Foto: ANSA/FRANCO SILVI

Bollo auto. Due parole che fanno paura a molti cittadini residenti in Italia, costretti a “combattere” con un tributo scomodo per molti. Ogni anno, specialmente in questo periodo, chi possiede un veicolo deve immediatamente trovare due minuti di tempo per recarsi negli uffici ACI, dal tabaccaio o nelle agenzie preposte, per ottemperare al pagamento di una tassa, capace di causare polemiche su polemiche.

C’è chi afferma che è anticostituzionale, sbagliando per ovvi motivi. C’è chi vorrebbe eliminarlo perché non è giusto. C’è chi lo paga con molti sacrifici. Testualmente, se andiamo a conoscere il significato del bollo auto, sul web si trova questa stringa: “è un tributo locale, che grava sugli autoveicoli e motoveicoli immatricolati nella Repubblica Italiana, il cui versamento è a favore delle Regioni d’Italia di residenza”. Dunque, il denaro versato da automobilisti e motociclisti finisce nelle casse regionali che, in molti casi, non usano i proventi per riparare le strade danneggiate, forse uno dei grattacapi maggiori della Penisola che provoca incidenti, anche mortali.

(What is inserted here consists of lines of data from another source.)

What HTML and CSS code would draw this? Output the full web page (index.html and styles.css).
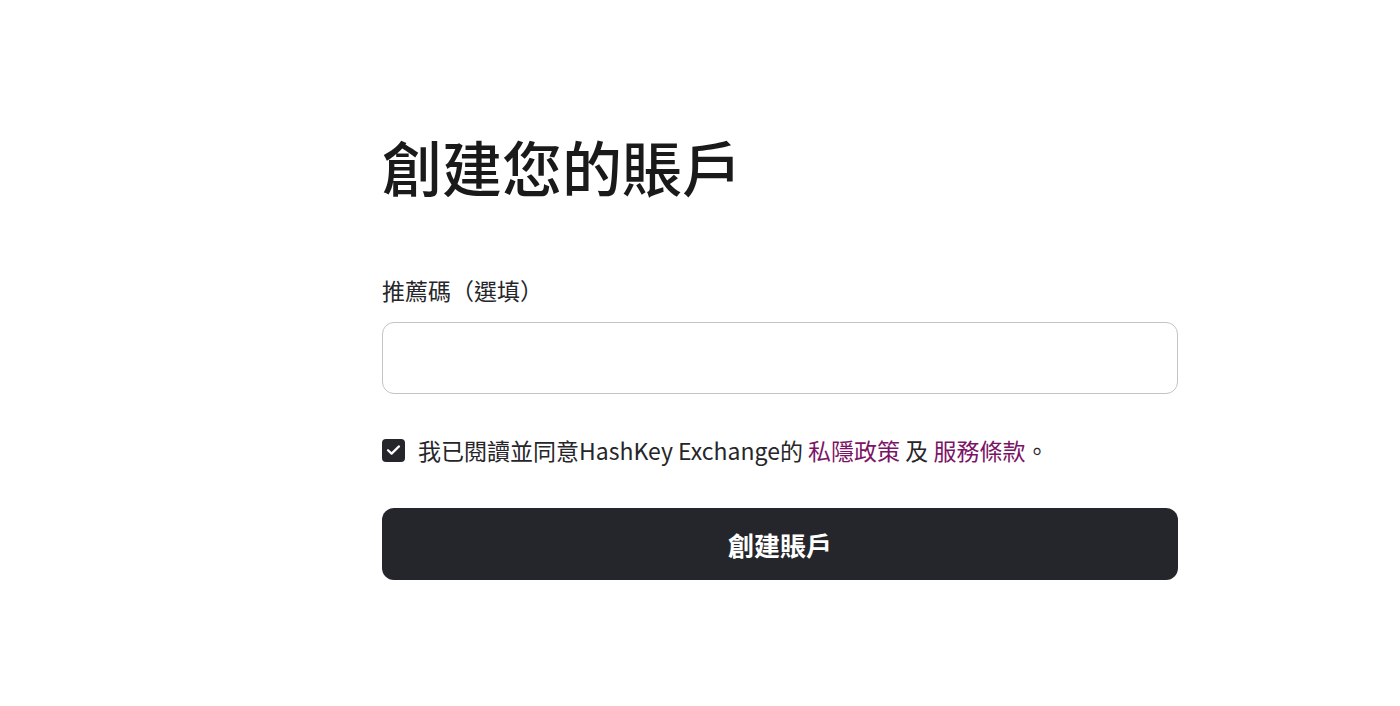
FILE: index.html
```html
<!DOCTYPE html>
<html lang="zh-Hant">
<head>
<meta charset="utf-8">
<title>創建您的賬戶</title>
<link rel="stylesheet" href="styles.css">
</head>
<body>
<main class="page">
  <section class="form">
    <h1 class="title">創建您的賬戶</h1>
    <label class="label" for="ref">推薦碼（選填）</label>
    <input class="input" id="ref" type="text">
    <div class="agree">
      <span class="check">
        <svg width="15" height="12" viewBox="0 0 15 12"><path d="M2 6.2 L5.6 9.6 L13 2.4" fill="none" stroke="#fff" stroke-width="2.2" stroke-linecap="round" stroke-linejoin="round"/></svg>
      </span>
      <p class="agree-text">我已閱讀並同意HashKey Exchange的 <a class="link" href="#">私隱政策</a> 及 <a class="link" href="#">服務條款</a>。</p>
    </div>
    <button class="btn" type="button">創建賬戶</button>
  </section>
</main>
</body>
</html>
```

FILE: styles.css
```css
html, body {
  margin: 0;
  padding: 0;
  background: #ffffff;
}
body {
  font-family: "Noto Sans CJK TC", "Noto Sans", sans-serif;
  color: #1d1d1f;
}
.page {
  padding: 126px 0 0 382px;
}
.form {
  width: 796px;
  display: flex;
  flex-direction: column;
}
.title {
  margin: 0;
  font-size: 60px;
  line-height: 80px;
  font-weight: 500;
  color: #1a1a1a;
}
.label {
  margin-top: 68px;
  font-size: 23px;
  line-height: 32px;
  color: #26262a;
}
.input {
  margin-top: 16px;
  height: 72px;
  box-sizing: border-box;
  border: 1.5px solid #c4c4c8;
  border-radius: 12px;
  padding: 0 18px;
  font-size: 20px;
  font-family: inherit;
  outline: none;
}
.agree {
  margin-top: 40px;
  display: flex;
  align-items: center;
  gap: 13px;
}
.check {
  width: 23px;
  height: 23px;
  border-radius: 4px;
  background: #25262b;
  display: flex;
  align-items: center;
  justify-content: center;
}
.agree-text {
  margin: 0;
  font-size: 23px;
  line-height: 32px;
  color: #26262a;
}
.link {
  color: #7b1466;
  text-decoration: none;
}
.btn {
  margin-top: 42px;
  height: 72px;
  border: none;
  border-radius: 12px;
  background: #25262b;
  color: #ffffff;
  font-family: inherit;
  font-size: 26px;
  font-weight: 700;
  cursor: pointer;
}
```
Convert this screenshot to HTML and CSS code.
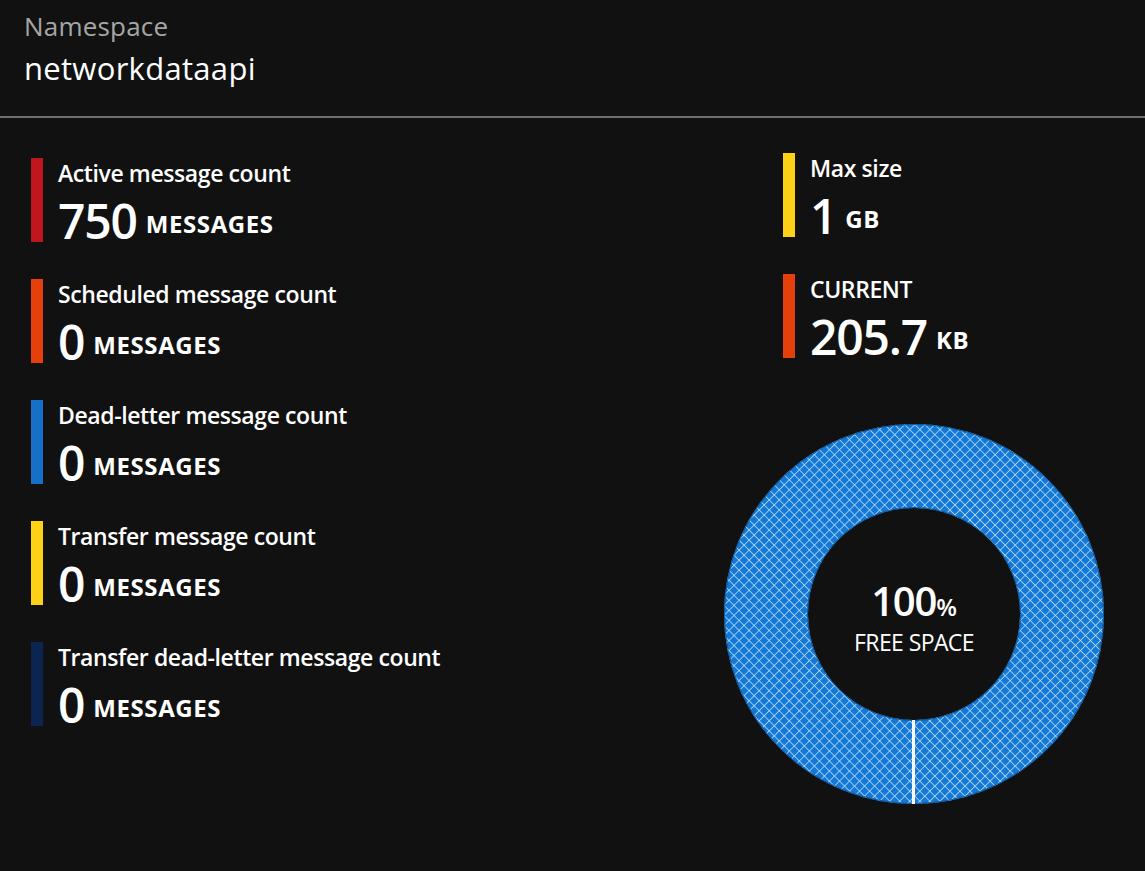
FILE: index.html
```html
<!DOCTYPE html>
<html lang="en">
<head>
    <meta charset="UTF-8">
    <meta name="viewport" content="width=device-width, initial-scale=1.0">
    <title>networkdataapi</title>
    <link rel="stylesheet" href="styles.css">
</head>
<body>
    <div class="header">
        <div class="header-label">Namespace</div>
        <div class="header-value">networkdataapi</div>
    </div>

    <div class="content">
        <div class="counts">
            <div class="stat red">
                <div class="stat-label">Active message count</div>
                <div class="stat-value">750<span class="unit">MESSAGES</span></div>
            </div>
            <div class="stat orange">
                <div class="stat-label">Scheduled message count</div>
                <div class="stat-value">0<span class="unit">MESSAGES</span></div>
            </div>
            <div class="stat blue">
                <div class="stat-label">Dead-letter message count</div>
                <div class="stat-value">0<span class="unit">MESSAGES</span></div>
            </div>
            <div class="stat yellow">
                <div class="stat-label">Transfer message count</div>
                <div class="stat-value">0<span class="unit">MESSAGES</span></div>
            </div>
            <div class="stat navy">
                <div class="stat-label">Transfer dead-letter message count</div>
                <div class="stat-value">0<span class="unit">MESSAGES</span></div>
            </div>
        </div>

        <div class="size">
            <div class="size-stats">
                <div class="stat yellow">
                    <div class="stat-label">Max size</div>
                    <div class="stat-value">1<span class="unit">GB</span></div>
                </div>
                <div class="stat orange">
                    <div class="stat-label">CURRENT</div>
                    <div class="stat-value">205.7<span class="unit">KB</span></div>
                </div>
            </div>

            <div class="donut">
                <svg width="380" height="380" viewBox="0 0 380 380">
                    <defs>
                        <pattern id="hatch" width="7.1" height="7.1" patternUnits="userSpaceOnUse" patternTransform="rotate(45)">
                            <rect width="7.1" height="7.1" fill="#1479d6"/>
                            <line x1="0" y1="0" x2="7.1" y2="0" stroke="#b3daf8" stroke-width="1.6"/>
                            <line x1="0" y1="0" x2="0" y2="7.1" stroke="#b3daf8" stroke-width="1.6"/>
                        </pattern>
                    </defs>
                    <circle cx="190" cy="190" r="148" fill="none" stroke="url(#hatch)" stroke-width="84"/>
                    <circle cx="190" cy="190" r="189.5" fill="none" stroke="#0d5aa3" stroke-width="1"/>
                    <circle cx="190" cy="190" r="106.5" fill="none" stroke="#0d5aa3" stroke-width="1"/>
                    <line x1="189.5" y1="296" x2="189.5" y2="380" stroke="#ffffff" stroke-width="3"/>
                </svg>
                <div class="donut-text">
                    <div class="donut-pct">100<span class="pct">%</span></div>
                    <div class="donut-caption">FREE SPACE</div>
                </div>
            </div>
        </div>
    </div>
</body>
</html>
```

FILE: styles.css
```css
* {
    margin: 0;
    padding: 0;
    box-sizing: border-box;
}

body {
    background: #111111;
    color: #ffffff;
    font-family: "Open Sans", "Noto Sans", sans-serif;
    width: 1145px;
    height: 871px;
    overflow: hidden;
}

.header {
    height: 118px;
    padding: 9px 24px 0;
    border-bottom: 2px solid #6e6e6e;
}

.header-label {
    font-size: 26px;
    color: #a6a6a6;
    line-height: 34px;
    letter-spacing: 0.2px;
}

.header-value {
    font-size: 31px;
    line-height: 38px;
    letter-spacing: 0.3px;
    margin-top: 6px;
}

.content {
    display: flex;
}

.counts {
    width: 724px;
    padding: 40px 0 0 31px;
    display: flex;
    flex-direction: column;
    gap: 37px;
}

.stat {
    height: 84px;
    border-left: 12px solid #888;
    padding-left: 15px;
}

.stat.red { border-color: #c0161d; }
.stat.orange { border-color: #e5400c; }
.stat.blue { border-color: #1570c8; }
.stat.yellow { border-color: #fcd116; }
.stat.navy { border-color: #0b2550; }

.stat-label {
    font-size: 23px;
    font-weight: 600;
    line-height: 30px;
    letter-spacing: -0.4px;
}

.stat-value {
    font-size: 48px;
    font-weight: 600;
    line-height: 52px;
    letter-spacing: -1.2px;
    margin-top: 7px;
}

.unit {
    font-size: 24px;
    font-weight: 700;
    letter-spacing: 0.6px;
    margin-left: 9px;
    vertical-align: 6px;
}

.size {
    width: 380px;
    padding-top: 35px;
}

.size-stats {
    margin-left: 59px;
    display: flex;
    flex-direction: column;
    gap: 37px;
}

.donut {
    position: relative;
    width: 380px;
    height: 380px;
    margin-top: 66px;
}

.donut svg {
    display: block;
}

.donut-text {
    position: absolute;
    left: 0;
    right: 0;
    top: 155px;
    text-align: center;
}

.donut-pct {
    font-size: 40px;
    font-weight: 600;
    line-height: 44px;
    letter-spacing: -1.2px;
}

.pct {
    font-size: 24px;
    letter-spacing: 0;
}

.donut-caption {
    font-size: 23px;
    line-height: 26px;
    letter-spacing: -0.6px;
}
```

Ma vi siete mai chiesti quando è nato e chi ha voluto fortemente il bollo auto? La tassa di circolazione, denominata così fino a qualche tempo fa, è nata nel lontano 9 febbraio del 1952, in un progetto che prevedeva, entro un anno, la raccolta, da parte del Governo, di un testo unico di tutte le disposizioni vigenti in materia di tasse automobilistiche. Così, grazie al Decreto del Presidente della Repubblica (D.P.R.) del 5 febbraio del 1953 n. 39 (“Testo unico delle leggi sulle tasse automobilistiche”) è stato approvato ufficialmente il bollo auto.

Il tributo, valevole per autoveicoli e motoveicoli, è stato voluto fortemente dall’allora Presidente della Repubblica Luigi Einaudi e dal Premier Alcide De Gasperi.